Buying a home is exciting, but it’s important to think about how much it will cost. One of the biggest things that affects your monthly payment is your mortgage rate. Let’s talk about what determines your rate and what you can do to get the best deal!
What Decides Your Mortgage Rate?
- Your Credit Score
Your credit score is like a grade for how well you handle money. A high score shows lenders that you’re good at paying bills on time, so they may give you a lower rate. A low score can make your rate higher. - Loan-to-Value Ratio (LTV)

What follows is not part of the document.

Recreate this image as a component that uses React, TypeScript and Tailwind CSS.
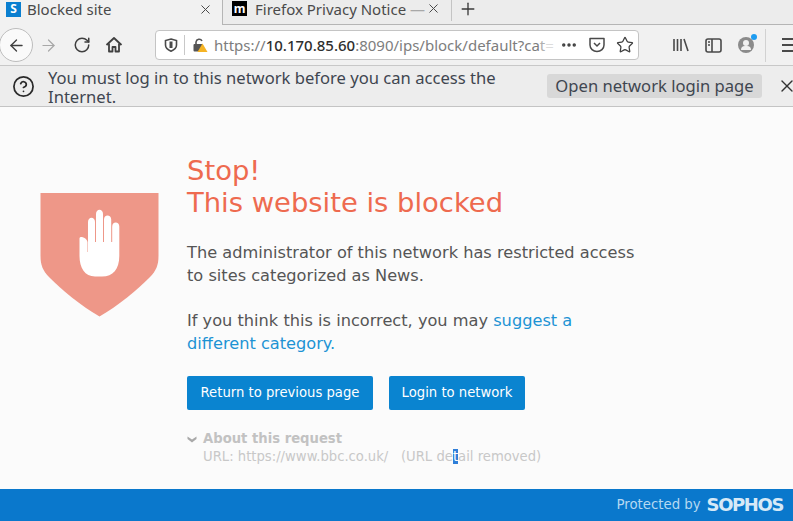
import { ArrowLeft, ArrowRight, RotateCw, X, Plus, Ellipsis, Star, CircleHelp } from 'lucide-react'

const ui = { fontFamily: '"Noto Sans", sans-serif' }

function Shield() {
    return (
        <svg width="120" height="126" viewBox="0 0 120 126" className="block">
            <path d="M0.5 1H118.5V64C118.5 73 116 79 110 85C97 98 78 114 59.5 124.5C41 114 22 98 9 85C3 79 0.5 73 0.5 64Z" fill="#ee9788" />
            <path
                d="M39.5 64V46.5C39.5 45.3 40.5 44.8 42 45C45 45.5 47 47.5 47.5 50V60H48V30C48 27.5 49.5 25.8 51.5 25.8C53.5 25.8 55 27.5 55 30V50H56V22C56 19.5 57.5 17.8 59.5 17.8C61.5 17.8 63 19.5 63 22V50H64V27.5C64 25 65.5 23.5 67.5 23.5C69.5 23.5 71.2 25 71.2 27.5V50H72.2V34.5C72.2 32 73.7 30.5 75.7 30.5C77.7 30.5 79.3 32 79.3 34.5V64C79.3 77 73 84.5 62 84.5H55C45 84.5 39.5 76 39.5 64Z"
                fill="#ffffff"
            />
        </svg>
    )
}

export default function App() {
    return (
        <div className="flex h-[521px] w-[793px] flex-col overflow-hidden bg-[#fbfbfb]">
            {/* Tab strip */}
            <div style={ui} className="flex h-[25px] shrink-0 border-b border-[#b5b5b5] bg-[#ececec] text-[#4a4a4a]">
                <div className="-mb-px flex w-[223px] items-center border-r border-[#b5b5b5] bg-[#f1f1f1] pb-[7px] pl-[6px] pr-[9px]">
                    <span className="flex h-[15px] w-[15px] items-center justify-center bg-[#0a7fd0] text-[12px] font-bold leading-none text-white">S</span>
                    <span className="ml-[6px] flex-1 text-[15px] leading-[18px]">Blocked site</span>
                    <X size={15} strokeWidth={1.6} />
                </div>
                <div className="flex w-[228px] items-center pb-[7px] pl-[9px] pr-[10px]">
                    <span className="flex h-[15px] w-[15px] items-center justify-center bg-black text-[12px] font-bold leading-none text-white">m</span>
                    <span className="ml-[8px] w-[168px] whitespace-nowrap text-[15px] leading-[18px]">
                        Firefox Privacy Notice <span className="text-[#a8a8a8]">—</span>
                    </span>
                    <X size={15} strokeWidth={1.6} className="ml-auto" />
                </div>
                <div className="mb-[3px] w-px bg-[#c4c4c4]" />
                <div className="flex w-[32px] items-center justify-center pb-[7px] text-[#3a3a3a]">
                    <Plus size={20} strokeWidth={1.6} />
                </div>
            </div>

            {/* Nav bar */}
            <div style={ui} className="flex h-[41px] shrink-0 items-center border-b border-[#c8c8c8] bg-[#f1f1f1] text-[#3f3f3f]">
                <div className="-ml-[1px] flex h-[34px] w-[34px] shrink-0 items-center justify-center rounded-full border border-[#bdbdbd] bg-[#fafafa]">
                    <ArrowLeft size={19} strokeWidth={1.7} />
                </div>
                <ArrowRight size={19} strokeWidth={1.5} className="ml-[6px] shrink-0 text-[#a8a8a8]" />
                <RotateCw size={18} strokeWidth={2} className="ml-[15px] shrink-0" />
                <svg width="18" height="18" viewBox="0 0 18 18" fill="none" stroke="#3f3f3f" strokeWidth="1.8" strokeLinejoin="round" className="ml-[14px] shrink-0">
                    <path d="M1.5 9L9 2L16.5 9" />
                    <path d="M4 7.5V15.5H7.5V11H10.5V15.5H14V7.5" />
                </svg>
                <div className="ml-[32px] flex h-[30px] w-[484px] shrink-0 items-center rounded-[4px] border border-[#c4c4c4] bg-white">
                    <svg width="16" height="16" viewBox="0 0 16 16" fill="none" className="ml-[7px] shrink-0" stroke="#4a4a4a" strokeWidth="1.6">
                        <path d="M8 2L13.5 3.5V8C13.5 11 11 13 8 14.2C5 13 2.5 11 2.5 8V3.5Z" />
                        <path d="M8 4.5V11" strokeWidth="3" />
                    </svg>
                    <span className="ml-[5px] h-[20px] w-px shrink-0 bg-[#c8c8c8]" />
                    <svg width="16" height="16" viewBox="0 0 16 16" className="ml-[7px] shrink-0">
                        <path d="M4 7V5A3.2 3.2 0 0 1 10 4" fill="none" stroke="#555" strokeWidth="1.6" />
                        <rect x="1.5" y="7" width="9" height="7.5" rx="1" fill="#555" />
                        <path d="M10.5 6.5L15.5 15H5.5Z" fill="#f5b324" />
                    </svg>
                    <span className="ml-[6px] w-[342px] shrink-0 whitespace-nowrap text-[15px] text-[#7d7d7d]">
                        https://<span className="font-medium text-[#2e2e2e]">10.170.85.60</span>:8090/ips/block/default?ca<span className="text-[#b0b0b0]">t</span>
                        <span className="text-[#dcdcdc]">=</span>
                    </span>
                    <Ellipsis size={18} strokeWidth={2.6} className="ml-[4px] shrink-0" />
                    <svg width="18" height="18" viewBox="0 0 18 18" fill="none" stroke="#4a4a4a" strokeWidth="1.5" className="ml-[10px] shrink-0">
                        <path d="M2 2.5H16V9A7 6.5 0 0 1 2 9Z" strokeLinejoin="round" />
                        <path d="M6 7L9 10L12 7" />
                    </svg>
                    <Star size={18} strokeWidth={1.7} className="ml-[10px] shrink-0" />
                </div>
                <svg width="18" height="16" viewBox="0 0 18 16" fill="none" stroke="#4a4a4a" strokeWidth="1.6" className="ml-[33px] shrink-0">
                    <path d="M2 2V14M5.5 2V14M9 2V14M12 2L16 14" />
                </svg>
                <svg width="17" height="15" viewBox="0 0 17 15" fill="none" stroke="#4a4a4a" strokeWidth="1.6" className="ml-[15px] shrink-0">
                    <rect x="1" y="1" width="15" height="13" rx="2" />
                    <path d="M7 1V14M3 4H5M3 7H5" />
                </svg>
                <div className="relative ml-[16px] h-[16px] w-[16px] shrink-0 rounded-full bg-[#8b8b8b]">
                    <span className="absolute left-[5px] top-[3px] h-[6px] w-[6px] rounded-full bg-[#f1f1f1]" />
                    <span className="absolute left-[3px] top-[9px] h-[4px] w-[10px] rounded-t-full bg-[#f1f1f1]" />
                    <span className="absolute -right-[3px] -top-[3px] h-[6px] w-[6px] rounded-full bg-[#1e9cf0]" />
                </div>
                <span className="ml-[11px] h-[33px] w-px shrink-0 bg-[#d2d2d2]" />
                <div className="ml-[16px] flex w-[14px] shrink-0 flex-col gap-[4px]">
                    <span className="h-[2px] bg-[#4a4a4a]" />
                    <span className="h-[2px] bg-[#4a4a4a]" />
                    <span className="h-[2px] bg-[#4a4a4a]" />
                </div>
            </div>

            {/* Notification bar */}
            <div style={ui} className="flex h-[41px] shrink-0 items-center border-b border-[#c4c4c4] bg-[#ededed] text-[#3f4650]">
                <CircleHelp size={23} strokeWidth={1.8} className="ml-[12px] shrink-0 text-[#2a2a2a]" />
                <p className="ml-[13px] w-[490px] shrink-0 pt-[2px] text-[16.6px] leading-[19px]">You must log in to this network before you can access the Internet.</p>
                <div className="ml-[9px] flex h-[24px] w-[215px] shrink-0 items-center justify-center rounded-[3px] bg-[#d8d8d8] pt-[1px] text-[16.6px]">Open network login page</div>
                <X size={20} strokeWidth={1.6} className="ml-[15px] shrink-0 text-[#333]" />
            </div>

            {/* Block page */}
            <div style={{ fontFamily: '"DejaVu Sans", sans-serif' }} className="flex min-h-0 flex-1">
                <div className="ml-[40px] mt-[85px]">
                    <Shield />
                </div>
                <div className="ml-[27px] flex w-[490px] flex-col pt-[48px]">
                    <h1 className="text-[27.4px] leading-[32px] text-[#ee6a4f]">
                        Stop!
                        <br />
                        This website is blocked
                    </h1>
                    <p className="mt-[22px] text-[16.2px] leading-[23px] text-[#555]">
                        The administrator of this network has restricted access
                        <br />
                        to sites categorized as News.
                    </p>
                    <p className="mt-[22px] text-[16.2px] leading-[23px] text-[#555]">
                        If you think this is incorrect, you may <span className="text-[#1d93d4]">suggest a</span>
                        <br />
                        <span className="text-[#1d93d4]">different category.</span>
                    </p>
                    <div className="mt-[21px] flex gap-[16px]">
                        <div className="flex h-[34px] w-[186px] items-center justify-center rounded-[2px] bg-[#0a84d0] text-[13.2px] text-white">Return to previous page</div>
                        <div className="flex h-[34px] w-[136px] items-center justify-center rounded-[2px] bg-[#0a84d0] text-[13.2px] text-white">Login to network</div>
                    </div>
                    <div className="mt-[20px] flex items-center text-[13.2px] font-bold leading-[18px] text-[#c2c2c2]">
                        <svg width="10" height="7" viewBox="0 0 10 7" className="mr-[6px]">
                            <path d="M0.5 0.5L5 3.5L9.5 0.5V3L5 6.5L0.5 3Z" fill="#a9a9a9" />
                        </svg>
                        About this request
                    </div>
                    <div className="ml-[16px] whitespace-pre text-[13.2px] leading-[18px] text-[#c8c8c8]">
                        URL: https://www.bbc.co.uk/   (URL de<span className="bg-[#2f7ed8] text-white">t</span>ail removed)
                    </div>
                </div>
            </div>

            {/* Footer */}
            <div className="flex h-[32px] shrink-0 items-center justify-end bg-[#0a78cc] pr-[10px]" style={{ fontFamily: '"DejaVu Sans", sans-serif' }}>
                <span className="text-[13.3px] text-[#b5d8f2]">Protected by</span>
                <span className="ml-[6px] text-[18px] font-bold leading-none tracking-[-1.4px] text-[#d6e9f7]">SOPHOS</span>
            </div>
        </div>
    )
}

LTV compares how much you borrow to how much your home is worth. If you borrow less (like by making a bigger down payment), lenders see you as less risky, which can help you get a lower rate. - The Loan Program You Choose
Different types of loans, like FHA, VA, or conventional loans, have different rates. Some programs, like HomeReady or Home Possible, are made to help people with lower incomes and might have better rates. However, it’s important to remember that the rate isn’t the only thing that impacts your monthly payment. For example, FHA loans often require mortgage insurance premiums (MIP), which can make your monthly payment higher even if the rate is lower than a conventional loan. - How Long You Lock Your Rate
When you lock your rate, it stays the same for a certain amount of time. A longer lock period might cost a little more, but it gives you extra time to close on your home. - The Loan Amount
Big loans sometimes get better rates because lenders can still make money even with a smaller profit margin. Smaller loans might have higher rates. - Fees and Costs
Some lenders charge fees to process your loan. You might pay extra upfront to get a lower rate, or you could pay less upfront but have a higher rate. It’s important to think about how much you’ll pay in total. Additionally, some lenders offer options to "buy down" your rate. This means you pay more upfront in fees (called discount points) to get a lower interest rate. It’s worth calculating how long it will take to break even on this cost and if it fits your financial plans. - Temporary Rate Buydowns
Some lenders offer temporary buydown programs where your rate starts lower for the first year or two and then adjusts to the full rate. These can help reduce your payments initially, making it easier to afford your home while you settle in. - The Economy
Things like inflation and how much people are investing in mortgages also affect rates. Lenders try to predict these changes so they can set rates ahead of time.
Tips to Get the Best Rate
Here are some easy steps to help you qualify for a lower mortgage rate:
- Improve Your Credit Score
- Pay all your bills on time.
- Keep your credit card balances low.
- Don’t open new credit cards or loans before applying for a mortgage.
- Save for a Bigger Down Payment
The more money you can put down, the less you need to borrow. A bigger down payment can mean a lower rate. - Pay Down Your Debts
Lenders look at how much money you owe compared to how much you make. If you can lower your debt, it might help you get a better rate. - Limit New Liabilities
Don’t take on new debts, like a car loan or credit card, while preparing to buy a home. This can make lenders feel more confident in your ability to pay back the loan. - Shop Around
Don’t just go with the first lender you talk to. Compare rates from a few different lenders to make sure you’re getting the best deal. - Work with a Mortgage Broker
A broker can help you find lenders with competitive rates. They do the shopping for you and can offer advice based on your situation.
Why Work with a Mortgage Broker?
Mortgage brokers are experts who can help you find the best rate and loan program for your needs. Here’s how they make the process easier:
- More Choices: Brokers work with many lenders, so they can show you different rates and programs.
- Expert Advice: They know which loans might be a good fit for you and can explain your options.
- Save Time: Instead of calling lots of lenders yourself, a broker does the work for you.
- Help with Negotiation: Brokers can sometimes get lenders to offer better rates or lower fees.
Think About the Total Cost
When deciding on a mortgage rate, it’s not just about getting the lowest number. You should also think about how long you’ll stay in the home and how much you’ll pay over time. For example, if it takes more than two years to "break even" on the cost of a lower rate, it might not be worth it. Also, keep in mind that even if a government-backed loan like FHA offers a lower rate, additional fees like mortgage insurance can make your monthly payment higher than a conventional loan with a slightly higher rate.
Final Thoughts
Understanding mortgage rates can help you save money and feel more confident about buying a home. By improving your credit, managing your debts, and working with a mortgage broker, you’ll be in a great position to get the best rate possible. With these tips, you’re one step closer to owning your dream home!